Spiroplasma syrphidicola sp. nov., from a Syrphid Fly (Diptera: Syrphidae)

Spiroplasma sp. strain EA-1(T) (T = type strain) (subgroup VIII-1), which was isolated from the syrphid fly Eristalis arbustorum, was serologically distinct from other spiroplasma species, groups, and subgroups, The cells of this strain, as revealed by dark-field light microscopy, were short, helical, and motile. An electron microscopic examination revealed wall-less cells delimited by a single membrane. The unusually short cells passed through 220-nm filter pores with no reduction in titer. The organisms grew well in SM-1, M1D, and SP-4 liquid media. Growth also occurred in conventional horse serum medium and 1% serum fraction medium. Strain EA-1(T) grew at temperatures between 10 and 41 degrees C, and optimum growth occurred at 32 degrees C. The doubling time at the optimal temperature was 1.0 h. The strain catabolized glucose and hydrolyzed arginine but did not hydrolyze urea. The guanine-plus-cytosine content of the DNA was 30 +/- 1 mol%. The genome size was about 1,230 kbp. Strain Ea-1 (= ATCC 33826), which represents subgroup VIII-1, is designated the type strain of a new species, Spiroplasma syrphidicola.
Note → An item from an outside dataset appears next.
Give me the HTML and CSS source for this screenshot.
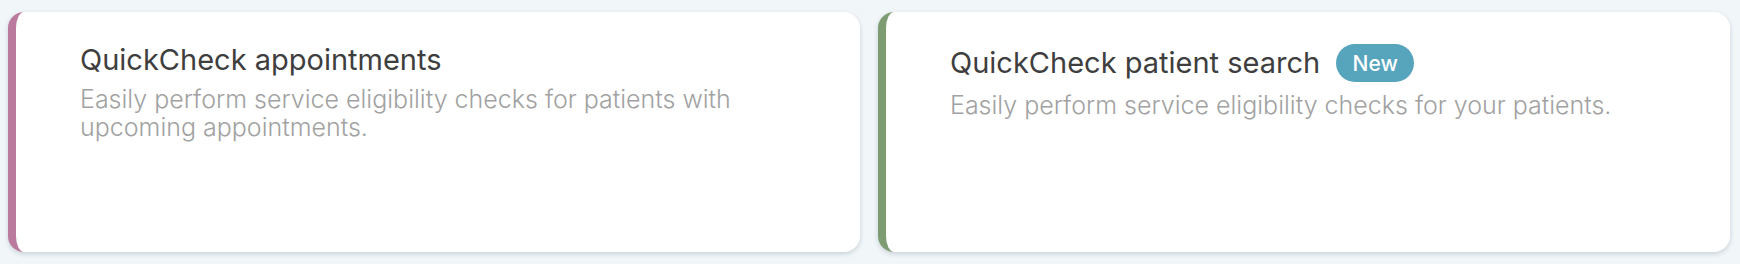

Spiroplasma monobiae sp. nov. from the Vespid Wasp Monobia quadridens (Hymenoptera : Vespidae)

Spiroplasma strain MQ-1T (T = type strain) from the hemolymph of the vespid wasp Monobia quadridens differed serologically from other spiroplasma species, groups, and subgroups. Cells of strain MQ-1T were helical and motile and possessed a single cytoplasmic membrane, with no evidence of a cell wall. The organism grew in conventional mycoplasma medium, in serum fraction, SM-1, M1D, and SP-4 liquid media, and on SP-4 solid medium in either aerobic or anaerobic environments. The optimum temperature for growth was 32°C, but multiplication occurred over a wide temperature range (10 to 37°C). The doubling time at 32°C in M1D medium was 1.9 h. Strain MQ-1T catabolized glucose but hydrolyzed neither arginine nor urea. Previous work showed that strain MQ-1T has a unique methylase, previously known only in eucaryotes. Also, strain MQ-1T induces production of tumor necrosis factor in bone marrow macrophages. The guanine-plus-cytosine content of the DNA was 28 ± 1 mol%. The genome size of strain MQ-1T was 940 kb (627 MDa); a similar strain, MQ-8, had a genome size of 985 kb (657 MDa). Strain MQ-1T and its allies have the smallest genomes known in the genus Spiroplasma. Strain MQ-1 (=ATCC 33825) is designated the type strain of a new species, Spiroplasma monobiae.